The play had originally been scheduled to start performances on March
22 at the nonprofit New York Theater Workshop in the East Village.
What happened next is a matter of debate.
James C. Nicola, its artistic director, said the workshop decided to
postpone the show to the next season, as he later wrote in a letter
to The Los Angeles Times, "when we discovered how deeply ingrained
the attitudes were on all sides and what a marketing and
contextualizing challenge this posed."
The Royal Court quickly issued a statement saying that the dates for
the play had been definite, plane tickets to bring over the London
cast and crew had been bought, and the production schedule had been
finalized. Ms. Viner, in an opinion article in The Guardian, said she
interpreted the workshop's action as a cancellation.
Artistic directors at other Off Broadway theaters took sides in the
uproar. The playwrights Harold Pinter and Tony Kushner and the
actress Vanessa Redgrave, known for her longtime support of
Palestinian rights, criticized the workshop, the original home of
"Rent" and Mr. Kushner's "Homebody/Kabul," saying it had caved in to
political pressure.
The Royal Court quickly moved "Rachel Corrie" to the Playhouse
Theater in the West End for a nine-week run that ended May 20.
Several American theaters offered to put on the show, including the
Seattle Repertory Theater, but the plan all along was to bring it to
New York first.
"From the moment we read it, it's something that we've always wanted,
to bring it to America," said Ewan Thomson, a spokesman for the Royal
Court. "It feels like that's its rightful home, and we're obviously
delighted that things are once again moving in that direction."
After reading the play, Ms. Hammerstein and Mr. Pariseau, associate
producers of the current London production of "Sunday in the Park
With George," attended a performance at the Playhouse in mid-April.
"We went out to dinner afterwards with a whole bunch of friends, and
we talked about it for two hours," Ms. Pariseau said. "We responded
to that and thought, 'God, it would be so amazing to present that Off
Broadway so that New York theatergoers would have that same
experience.' "
Mr. Rickman is to direct, as he did in London, and the producers are
in negotiations to bring over Megan Dodds, who starred in the Royal
Court production. In London the play did not generate much
controversy; the debate seems to have been less about the play and
more about the decision at the New York Theater Workshop, which has
insisted all along that it never canceled "Rachel Corrie."
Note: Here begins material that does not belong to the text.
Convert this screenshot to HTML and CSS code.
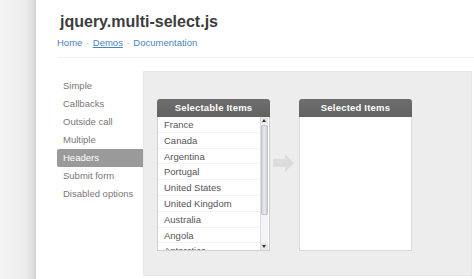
FILE: index.html
```html
<!DOCTYPE html>
<html lang="en">
<head>
  <meta charset="UTF-8">
  <meta name="viewport" content="width=device-width, initial-scale=1.0">
  <link rel="stylesheet" href="styles.css">
  <title>jquery.multi-select.js</title>
</head>
<body>
  <div class="page">
    <div class="gutter"></div>
    <div class="main">
      <div class="header">
        <h1>jquery.multi-select.js</h1>
        <div class="crumbs">
          <a href="#">Home</a>
          <span class="sep">·</span>
          <a href="#" class="current">Demos</a>
          <span class="sep">·</span>
          <a href="#">Documentation</a>
        </div>
      </div>
      <div class="content">
        <ul class="nav">
          <li>Simple</li>
          <li>Callbacks</li>
          <li>Outside call</li>
          <li>Multiple</li>
          <li class="active">Headers</li>
          <li>Submit form</li>
          <li>Disabled options</li>
        </ul>
        <div class="panel">
          <div class="ms-box">
            <div class="ms-header">Selectable Items</div>
            <div class="ms-list">
              <ul class="items">
                <li>France</li>
                <li>Canada</li>
                <li>Argentina</li>
                <li>Portugal</li>
                <li>United States</li>
                <li>United Kingdom</li>
                <li>Australia</li>
                <li>Angola</li>
                <li>Antarctica</li>
              </ul>
              <div class="scrollbar">
                <div class="sb-btn up"></div>
                <div class="sb-track">
                  <div class="sb-thumb"></div>
                </div>
                <div class="sb-btn down"></div>
              </div>
            </div>
          </div>
          <svg class="arrow" width="22" height="18" viewBox="0 0 22 18">
            <polygon points="0,5 12,5 12,0 21,9 12,18 12,13 0,13" fill="#dcdcdc"/>
          </svg>
          <div class="ms-box">
            <div class="ms-header">Selected Items</div>
            <div class="ms-list empty"></div>
          </div>
        </div>
      </div>
    </div>
  </div>
</body>
</html>
```

FILE: styles.css
```css
body {
  margin: 0;
  font-family: "Liberation Sans", Arial, sans-serif;
  background: #fff;
}

.page {
  display: flex;
  height: 279px;
  overflow: hidden;
}

.gutter {
  width: 36px;
  flex-shrink: 0;
  background: linear-gradient(to right, #f3f3f3, #ededed 70%, #dedede 92%, #d2d2d2);
}

.main {
  flex: 1;
  padding-left: 21px;
  display: flex;
  flex-direction: column;
}

.header {
  padding-top: 12px;
  padding-bottom: 8px;
  border-bottom: 1px solid #efefef;
}

h1 {
  margin: 0 0 0 3px;
  font-size: 16px;
  line-height: 20px;
  color: #3d3d3d;
}

.crumbs {
  margin-top: 5px;
  font-size: 9.5px;
  line-height: 12px;
  color: #aaa;
}

.crumbs a {
  color: #4b83c0;
  text-decoration: none;
}

.crumbs a.current {
  text-decoration: underline;
}

.crumbs .sep {
  margin: 0 1px;
}

.content {
  display: flex;
  margin-top: 13px;
  flex: 1;
}

.nav {
  list-style: none;
  margin: 0;
  padding: 6px 0 0;
  width: 86px;
  flex-shrink: 0;
}

.nav li {
  height: 18px;
  line-height: 18px;
  padding-left: 6px;
  font-size: 9.5px;
  color: #7d7575;
}

.nav li.active {
  background: #9a9a9a;
  color: #fff;
  border-radius: 2px 0 0 2px;
}

.panel {
  flex: 1;
  height: 205px;
  margin-right: 2px;
  background: #ededed;
  border: 1px solid #e6e6e6;
  box-sizing: border-box;
  padding: 27px 0 0 13px;
  display: flex;
  align-items: flex-start;
}

.ms-box {
  width: 113px;
}

.ms-header {
  height: 18px;
  line-height: 18px;
  background: linear-gradient(#6e6e6e, #626262);
  border-radius: 3px 3px 0 0;
  color: #fff;
  font-weight: bold;
  font-size: 9.5px;
  text-align: center;
  letter-spacing: 0.2px;
}

.ms-list {
  height: 134px;
  background: #fff;
  border: 1px solid #d0d0d0;
  border-top: none;
  box-sizing: border-box;
  display: flex;
  overflow: hidden;
}

.items {
  flex: 1;
  list-style: none;
  margin: 0;
  padding: 0;
}

.items li {
  height: 15.8px;
  line-height: 15.8px;
  padding-left: 6px;
  font-size: 9.5px;
  color: #555;
  border-bottom: 1px solid #f2f2f2;
  box-sizing: border-box;
}

.scrollbar {
  width: 7px;
  margin-right: 1px;
  display: flex;
  flex-direction: column;
  background: #f4f4f6;
  border-left: 1px solid #dcdcdc;
}

.sb-btn {
  height: 7px;
  position: relative;
  background: #e8e8ec;
}

.sb-btn::after {
  content: "";
  position: absolute;
  left: 1px;
  border-left: 2.5px solid transparent;
  border-right: 2.5px solid transparent;
}

.sb-btn.up::after {
  top: 2px;
  border-bottom: 3px solid #333;
}

.sb-btn.down::after {
  top: 2px;
  border-top: 3px solid #333;
}

.sb-track {
  flex: 1;
  padding: 1px 0;
}

.sb-thumb {
  height: 90px;
  background: linear-gradient(to right, #d6d6de, #e6e6ee, #d0d0d8);
  border: 1px solid #c4c4cc;
  border-radius: 1px;
  box-sizing: border-box;
}

.arrow {
  margin: 55px 4px 0 3px;
}

.empty {
  border-color: #dcdcdc;
}
```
"Although the Royal Court and its collaborators have decided to
produce 'My Name Is Rachel Corrie' commercially, the New York Theater
Workshop is pleased to learn that New York audiences will have an
opportunity to see this powerful play," Richard Kornberg, a spokesman
for the workshop, said yesterday. "We're especially pleased that Dena
Hammerstein is the producer because she produced in London one of the
workshop's biggest hits, 'Dirty Blonde.' "
Neither Ms. Hammerstein nor Ms. Pariseau said they were concerned
about inviting any kind of firestorm.
"On reading it, our initial thoughts were about the play and about
her writing, and not about any of the controversy," Ms. Pariseau
said. "Our hope is that people will form an opinion based on that, as
opposed to all the other stuff surrounding it."